Wenn wir unser Soll selber definieren können, setzen wir es gern niedrig an, vorwiegend weil es nichts Lästigeres im Leben gibt als sein Soll zu erfüllen und man es hinter sich bringen möchte.
System b) greift hier korrigierend ein und sagt „Nein, wir haben gesagt wir sammeln alle Beeren und wenn du drei Hand voll essen willst, dann hast du mit einer Himbeere dein Soll nicht erfüllt. Aber wenn du mehr bringst als du isst, dann bekommst du Extralob“,
wohingegen System a) sagt „Uj, schön, du hast eine Beere gebracht, gut gemacht und ihr da hinten hört auf zu tuscheln, er kann halt nicht mehr“, was historisch immer dazu führt, dass die Gruppe die System b) folgt mehr Beeren hat als jene die System a) folgt.
Ich denke, dass das eine der zentralen Fragen der modernen Moral ist. Das Problem an dieser Frage ist wie man mit Menschen umgeht die, obwohl sie tun was sie können, versagen und wie man sie von jenen unterschiedet die könnten aber nicht wollen, oder aber um die Frage ob man sie unterschieden kann, darf oder soll.
Was unser „Soll“ ist kann unterschiedlich beantwortet werden, aber solange jemand für unser Essen, unsere Kleidung und unser Dach über den Kopf arbeiten muss, ist sie relevant.
Und deswegen ist sie heute noch so relevant wie vor 5000 Jahren und muss beantwortet werden und auf genau dieses moralische Fundament, kann man dann eine Gesellschaft errichten und ob diese Gesellschaft viele oder wenige Beeren hat, ob wir dick sind oder verhungern, hängt mit dieser Antwort zusammen.
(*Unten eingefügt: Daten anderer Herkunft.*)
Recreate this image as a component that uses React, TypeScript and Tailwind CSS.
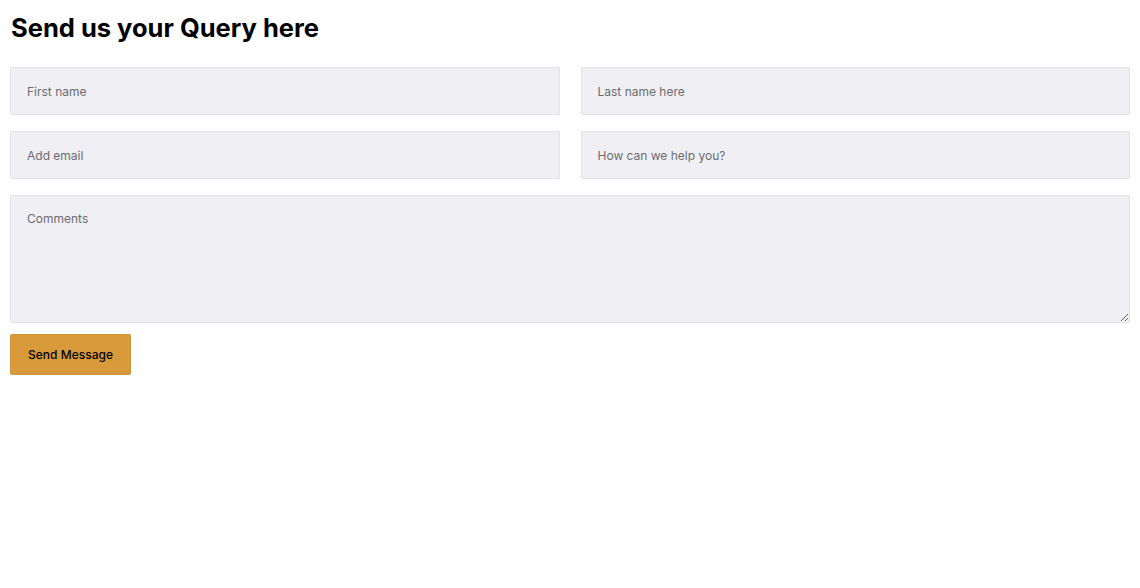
import React from 'react';

const fieldClass =
  'w-full h-12 px-4 bg-[#f0f0f4] border border-[#e1e1e6] rounded-[2px] text-[12px] text-gray-800 placeholder:text-[#6b6b70] outline-none';

export default function App() {
  return (
    <div className="min-h-screen bg-white px-[10px] pt-[10px] font-['Inter','Liberation_Sans',sans-serif]">
      <h1 className="pl-px text-[25.5px] font-bold leading-9 text-black mb-[21px]">Send us your Query here</h1>

      <form className="flex flex-col" onSubmit={(e) => e.preventDefault()}>
        {/* name / email rows */}
        <div className="grid grid-cols-2 gap-x-[21px] gap-y-4">
          <input className={fieldClass} placeholder="First name" />
          <input className={fieldClass} placeholder="Last name here" />
          <input className={fieldClass} placeholder="Add email" />
          <input className={fieldClass} placeholder="How can we help you?" />
        </div>

        <textarea
          className="mt-4 w-full h-32 px-4 pt-[15px] bg-[#f0f0f4] border border-[#e1e1e6] rounded-[2px] text-[12px] leading-4 placeholder:text-[#6b6b70] outline-none"
          placeholder="Comments"
        />

        <div className="mt-[11px]">
          <button
            type="submit"
            className="h-[41px] w-[121px] bg-[#d89a3a] border border-[#d0923a] rounded-[2px] text-[12px] font-medium text-black"
          >
            Send Message
          </button>
        </div>
      </form>
    </div>
  );
}
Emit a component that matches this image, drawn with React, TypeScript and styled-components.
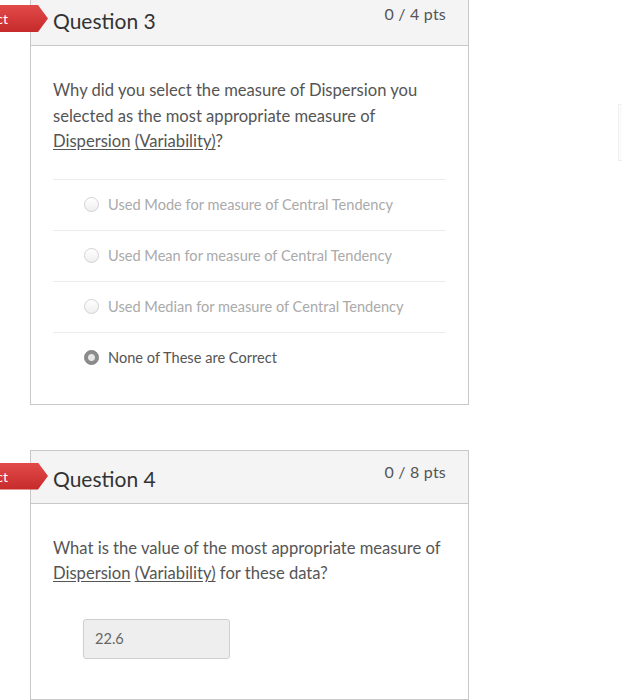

Entsprechend viel Zeit sollten wir also in diese Frage investieren und uns darüber klar sein welchen Nachteil wir lieber haben: Knappheit oder ein schlechtes Gewissen dass ein Teil der Leute die am Boden sind, nichts dafür können und wir ihnen selektiv aufhelfen müssen, anstatt ein System zu erschaffen dass jedem aufhilft, auch jenen die sich dann grinsend wieder fallen lassen und unsere soziale Ader (bewusst oder auch nicht) ausnutzen.